◆ **Task prompt**: Your task is to copy the listing exactly, with the pictures left out.

Start of Recorded data

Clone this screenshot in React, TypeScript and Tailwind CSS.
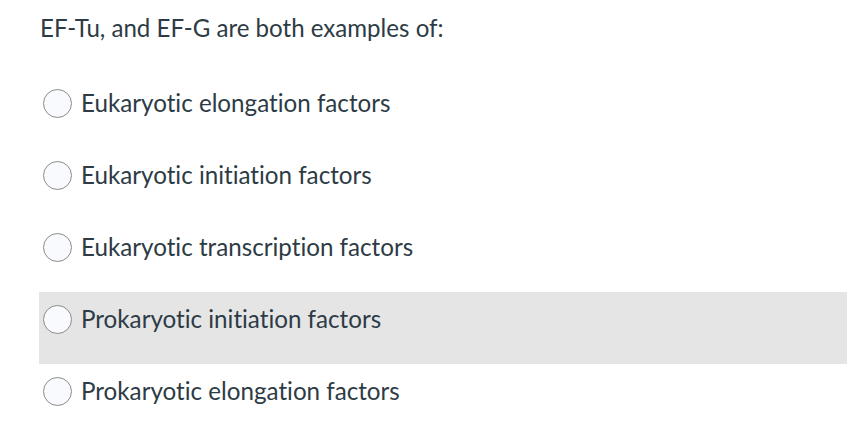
import React from 'react';

const options = [
  'Eukaryotic elongation factors',
  'Eukaryotic initiation factors',
  'Eukaryotic transcription factors',
  'Prokaryotic initiation factors',
  'Prokaryotic elongation factors',
];

export default function App() {
  const hovered = 3;
  return (
    <div className="w-[847px] h-[427px] bg-white overflow-hidden text-[#2d3b45] font-['Lato',sans-serif] [font-variant-ligatures:none]">
      <div className="pl-[40px] pt-[13px] text-[24.1px] leading-[30px]">EF-Tu, and EF-G are both examples of:</div>
      <div className="mt-[33px] ml-[39px]">
        {options.map((opt, i) => (
          <div
            key={opt}
            className={`h-[72px] pt-[13px] pl-[4px] flex items-start ${i === hovered ? 'bg-[#e5e5e5]' : ''}`}
          >
            <span className="w-[29px] h-[29px] rounded-full border border-[#8a8a8a] bg-[#f9fafd] shrink-0" />
            <span className="ml-[9px] text-[24.2px] leading-[27px]">{opt}</span>
          </div>
        ))}
      </div>
    </div>
  );
}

End of Recorded data

◆ **Response to this exercise**:
Clone this screenshot in React, TypeScript and Tailwind CSS.
import React from 'react';

const options = [
  'Eukaryotic elongation factors',
  'Eukaryotic initiation factors',
  'Eukaryotic transcription factors',
  'Prokaryotic initiation factors',
  'Prokaryotic elongation factors',
];

export default function App() {
  const hovered = 3;
  return (
    <div className="w-[847px] h-[427px] bg-white overflow-hidden text-[#2d3b45] font-['Lato',sans-serif] [font-variant-ligatures:none]">
      <div className="pl-[40px] pt-[13px] text-[24.1px] leading-[30px]">EF-Tu, and EF-G are both examples of:</div>
      <div className="mt-[33px] ml-[39px]">
        {options.map((opt, i) => (
          <div
            key={opt}
            className={`h-[72px] pt-[13px] pl-[4px] flex items-start ${i === hovered ? 'bg-[#e5e5e5]' : ''}`}
          >
            <span className="w-[29px] h-[29px] rounded-full border border-[#8a8a8a] bg-[#f9fafd] shrink-0" />
            <span className="ml-[9px] text-[24.2px] leading-[27px]">{opt}</span>
          </div>
        ))}
      </div>
    </div>
  );
}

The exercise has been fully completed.